Van Haelst calculated a different value. Which one is correct? https://www.shroud.com/vanhels5.pdf
Ambiguous and irrelevant. I'm not going to wade through a meandering 28-page self-published manuscript trying to guess what "different value" you mean in my presentations versus that one.

I invited you to discover for yourself the more likely explanation for scatter in the Sample 1 data. When you proved incapable or unwilling to do it, I did it for you and laid out the explanation that Casabianca obscures behind fiddling with raw data and spinning conspiracy theories. All you can seem to do in response is attempt to wallow in the same minutia and sidestep the salient answer.

Can you explain why the Ward and Wilson test for intralaboratory agreement clearly establishes that wide scatter in the Arizona lab results across the board tracks with wide scatter in the unpooled results? Can you explain why—if Sample 1 contained a mix of fibers, as you claim—the Oxford and Zurich labs got such good intralaboratory results for the same cloth, according to that supposedly telltale math? If you think my Xs are in the wrong spots, do your own math and put them where you think they belong. If you have a different theory for why the Xs are in the Arizona row rather than in the Sample 1 column (under your hypothesis that Sample 1 is mixed fabric) now's the time to say so.
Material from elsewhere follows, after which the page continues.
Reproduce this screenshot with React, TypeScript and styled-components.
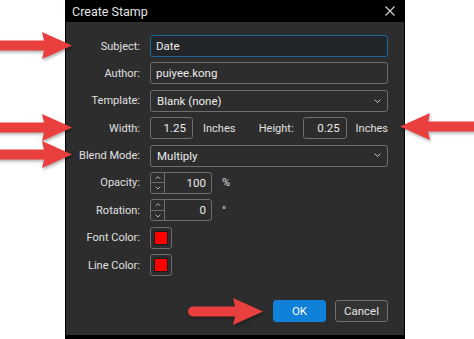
import React from 'react';
import styled, { createGlobalStyle } from 'styled-components';

const GlobalStyle = createGlobalStyle`
  html, body {
    margin: 0;
    padding: 0;
    background: #ffffff;
    font-family: Roboto, "Noto Sans", "Liberation Sans", sans-serif;
  }
`;

const Page = styled.div`
  position: relative;
  width: 474px;
  height: 339px;
  overflow: hidden;
  padding-left: 65px;
  box-sizing: border-box;
`;

const Dialog = styled.div`
  width: 340px;
  height: 339px;
  box-sizing: border-box;
  background: #2d2d2d;
  border: 1px solid #000;
  border-top: none;
  border-bottom: 4px solid #000;
  display: flex;
  flex-direction: column;
`;

const TitleBar = styled.div`
  height: 22px;
  background: #000;
  display: flex;
  align-items: center;
  justify-content: space-between;
  padding: 0 9px 0 6px;
  color: #e4e4e4;
  font-size: 12.5px;
`;

const CloseButton = styled.div`
  width: 10px;
  height: 10px;
  display: flex;
`;

const Body = styled.div`
  flex: 1;
  display: flex;
  flex-direction: column;
  padding: 13px 16px 13px 0;
`;

const Form = styled.div`
  display: grid;
  grid-template-columns: 74px minmax(0, 1fr);
  column-gap: 10px;
  row-gap: 5.4px;
  grid-auto-rows: 22px;
`;

const Label = styled.div`
  color: #e0e0e0;
  font-size: 11px;
  white-space: nowrap;
  display: flex;
  align-items: center;
  justify-content: flex-end;
`;

const Field = styled.div<{ $focused?: boolean; $width?: number; $align?: string }>`
  box-sizing: border-box;
  flex-shrink: 0;
  height: 22px;
  width: ${p => (p.$width ? `${p.$width}px` : '100%')};
  border: 1px solid ${p => (p.$focused ? '#1b6798' : '#6e6e6e')};
  background: ${p => (p.$focused ? '#22262a' : '#2d2d2d')};
  border-radius: 3px;
  color: #ececec;
  font-size: 11.5px;
  display: flex;
  align-items: center;
  justify-content: ${p => p.$align || 'flex-start'};
  padding: 0 6px 0 5px;
`;

const Select = styled(Field)`
  justify-content: space-between;
  padding: 0 6px 0 6px;
`;

const Inline = styled.div`
  display: flex;
  align-items: center;
`;

const Unit = styled.span<{ $gap?: number; $push?: boolean }>`
  color: #e0e0e0;
  font-size: 11px;
  white-space: nowrap;
  margin-left: ${p => (p.$push ? 'auto' : `${p.$gap ?? 10}px`)};
`;

const SpinBox = styled.div`
  box-sizing: border-box;
  width: 62px;
  height: 22px;
  border: 1px solid #6e6e6e;
  border-radius: 3px;
  display: flex;
  overflow: hidden;
`;

const SpinArrows = styled.div`
  width: 13px;
  border-right: 1px solid #6e6e6e;
  display: flex;
  flex-direction: column;
`;

const SpinCell = styled.div<{ $top?: boolean }>`
  flex: 1;
  display: flex;
  align-items: center;
  justify-content: center;
  border-bottom: ${p => (p.$top ? '1px solid #6e6e6e' : 'none')};
`;

const SpinValue = styled.div`
  flex: 1;
  color: #ececec;
  font-size: 11.5px;
  display: flex;
  align-items: center;
  justify-content: flex-end;
  padding-right: 5px;
`;

const Swatch = styled.div`
  box-sizing: border-box;
  width: 22px;
  height: 22px;
  border: 1px solid #6e6e6e;
  border-radius: 3px;
  display: flex;
  align-items: center;
  justify-content: center;
`;

const SwatchFill = styled.div<{ $color: string }>`
  width: 12px;
  height: 12px;
  background: ${p => p.$color};
  outline: 1px solid #1a1a1a;
`;

const Footer = styled.div`
  margin-top: auto;
  display: flex;
  justify-content: flex-end;
  gap: 9px;
`;

const Button = styled.div<{ $primary?: boolean }>`
  box-sizing: border-box;
  width: 53px;
  height: 22px;
  border-radius: 3px;
  font-size: 11.5px;
  display: flex;
  align-items: center;
  justify-content: center;
  color: ${p => (p.$primary ? '#ffffff' : '#e6e6e6')};
  background: ${p => (p.$primary ? '#1080d8' : '#333333')};
  border: 1px solid ${p => (p.$primary ? '#1080d8' : '#707070')};
`;

const ArrowWrap = styled.svg<{ $left: number; $top: number }>`
  position: absolute;
  left: ${p => p.$left}px;
  top: ${p => p.$top}px;
  overflow: visible;
  filter: drop-shadow(1px 2px 1.5px rgba(0, 0, 0, 0.3));
`;

const Chevron = ({ up = false, size = 7 }: { up?: boolean; size?: number }) => (
  <svg width={size} height={size * 0.6} viewBox="0 0 10 6">
    <path
      d={up ? 'M1 5 L5 1 L9 5' : 'M1 1 L5 5 L9 1'}
      fill="none"
      stroke="#cfcfcf"
      strokeWidth="1.4"
    />
  </svg>
);

// tip is (tx, ty); arrow runs `length` px back from the tip
const Arrow = ({ tx, ty, length, left = false }: { tx: number; ty: number; length: number; left?: boolean }) => {
  const h = 27;
  const head = 28;
  const shaft = 10;
  const c = h / 2;
  const d = `M ${shaft / 2} ${c - shaft / 2}
    L ${length - head} ${c - shaft / 2}
    L ${length - head - 2} 0
    L ${length} ${c}
    L ${length - head - 2} ${h}
    L ${length - head} ${c + shaft / 2}
    L ${shaft / 2} ${c + shaft / 2}
    A ${shaft / 2} ${shaft / 2} 0 0 1 ${shaft / 2} ${c - shaft / 2} Z`;
  return (
    <ArrowWrap
      $left={left ? tx : tx - length}
      $top={ty - c}
      width={length}
      height={h}
      viewBox={`0 0 ${length} ${h}`}
    >
      <path d={d} fill="#ea3f3f" transform={left ? `translate(${length} 0) scale(-1 1)` : undefined} />
    </ArrowWrap>
  );
};

const App: React.FC = () => {
  return (
    <>
      <GlobalStyle />
      <Page>
        <Dialog>
          <TitleBar>
            <span>Create Stamp</span>
            <CloseButton>
              <svg width="10" height="10" viewBox="0 0 10 10">
                <path d="M0.5 0.5 L9.5 9.5 M9.5 0.5 L0.5 9.5" stroke="#d8d8d8" strokeWidth="1.1" />
              </svg>
            </CloseButton>
          </TitleBar>
          <Body>
            <Form>
              <Label>Subject:</Label>
              <Field $focused>Date</Field>

              <Label>Author:</Label>
              <Field>puiyee.kong</Field>

              <Label>Template:</Label>
              <Select>
                <span>Blank (none)</span>
                <Chevron />
              </Select>

              <Label>Width:</Label>
              <Inline>
                <Field $width={43} $align="flex-end">1.25</Field>
                <Unit>Inches</Unit>
                <Unit $push>Height:</Unit>
                <Field $width={44} $align="flex-end" style={{ marginLeft: 9 }}>0.25</Field>
                <Unit $gap={9}>Inches</Unit>
              </Inline>

              <Label>Blend Mode:</Label>
              <Select>
                <span>Multiply</span>
                <Chevron />
              </Select>

              <Label>Opacity:</Label>
              <Inline>
                <SpinBox>
                  <SpinArrows>
                    <SpinCell $top><Chevron up size={6} /></SpinCell>
                    <SpinCell><Chevron size={6} /></SpinCell>
                  </SpinArrows>
                  <SpinValue>100</SpinValue>
                </SpinBox>
                <Unit>%</Unit>
              </Inline>

              <Label>Rotation:</Label>
              <Inline>
                <SpinBox>
                  <SpinArrows>
                    <SpinCell $top><Chevron up size={6} /></SpinCell>
                    <SpinCell><Chevron size={6} /></SpinCell>
                  </SpinArrows>
                  <SpinValue>0</SpinValue>
                </SpinBox>
                <Unit>°</Unit>
              </Inline>

              <Label>Font Color:</Label>
              <Inline>
                <Swatch><SwatchFill $color="#ff0000" /></Swatch>
              </Inline>

              <Label>Line Color:</Label>
              <Inline>
                <Swatch><SwatchFill $color="#ff0000" /></Swatch>
              </Inline>
            </Form>
            <Footer>
              <Button $primary>OK</Button>
              <Button>Cancel</Button>
            </Footer>
          </Body>
        </Dialog>
        <Arrow tx={72} ty={45} length={78} />
        <Arrow tx={72} ty={127} length={78} />
        <Arrow tx={72} ty={154} length={78} />
        <Arrow tx={400} ty={126} length={80} left />
        <Arrow tx={263} ty={311} length={75} />
      </Page>
    </>
  );
};

export default App;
If you want to talk about someone else's work, we can do that after we've finished with Casabianca and if you can supply a peer-reviewed, academically published version. (I'm entertaining Casabianca only because he is published.) But as usual, until then, stop trying to derail the rebuttal.

Damon et al reported 4 measurements for the Arizona data, yet they did 40 measurements, and the 4 they did report were 8 measurements combined into 4.
The sources I cited to earlier explain why the results have been (and should be) pooled for analysis across different laboratories. These are authors who have unquestionable qualifications in radiocarbon dating, and some of whom Casabianca accepts as experts in some respects. But his unwillingness to engage with their wisdom on how to aggregate the data for the most useful results is part of why Casabianca remains largely ignored. Neither he nor his coauthors have any experience or training in radiocarbon dating. It's all a bunch of statistics-only handwaving by inexperienced authors.

You'll be pleased to know that the Christen method is applied to the unpooled data, but that's because its numerical theory is entirely different from Libbey's or Ward and Wilson's and derives its own model for probability that isn't based on distributions. As such, Christen's method identifies A1.1 and O1.1 as potential outliers. And, correctly, he simply removes those two runs as likely outliers without speculating about why they're outliers, without conspiratorially handwaving about how their presence somehow invalidates the whole process, and without committing some scientific cardinal sin. And with A1.1 and O1.1 excluded as outliers, all the remaining results for all laboratories for Sample 1 snap into place with a very high degree of agreement. In 1988, only two outliers out of 12 pools would have been a good result. No one disputes that outliers could have been present, or were likely present. But you and your authors desperately want the answer to outliers to be that we have to throw out the whole study as invalid due to incorrigibly heterogeneous data. That's just not how radiocarbon dating works.

Christen's is the modern (and more mathematically defensible) way of doing what Damon, Ward, Williams, and Libbey were already doing back in the 1980s with somewhat more crude methods. Contrary to what you think, and to what Casabianca thinks, the correct response in the field to inevitable outlier data is not a hair-on-fire exercise whereby you throw the whole study into doubt and rant about conspiracies to doctor the data and hide the evidence. What's sad is how Casabianca uses the Christen statistical method (via Christopher Bonk Ramsey's implementation in OxCal), but utterly ignores what these experts say to do with the answers it gives you. Casabianca just jumps to the conclusion that the sample itself must have been irredeemably compromised.

And you asked a question implying there was a specific answer, I don't know is just as good as absolutely nothing.
If you aspire to be a good teacher, don't ask trick questions.
I don't aspire to be a good teacher—I am a good teacher, if my students' ratings were any indicator. And I wager have more experience than you in teaching very difficult subjects at the college level, so I'll keep my own counsel about the best way to go about it.

I phrased the question like that because your argument from the very beginning presumed that normative intervals in distributions worked like some kind of real-world counterpart in actual data, akin to regulatory specifications or industrial tolerances. And you correctly noted that those tolerance-and-specification concepts in industry often do have implications in real-world measurement and operation. And some of them are calculated using statistics. But despite my best efforts to disconnect that rigidity concept declaratively in your mind from the very different concept of normative convention in science, you simply never considered that they could possibly be two different things.

Since I couldn't simply tell you they were different and have you believe me, I had to come up with a way for you to convince yourself that they were different. So I created a line of questioning designed to give you an incentive to try to identify and defend the sameness. Only when you realized that you couldn't did you come to believe what I and others had been telling you all along. And no, I don't take credit for that. Socrates invented this method.

Now quit griping and deal with my rebuttal as I stated it.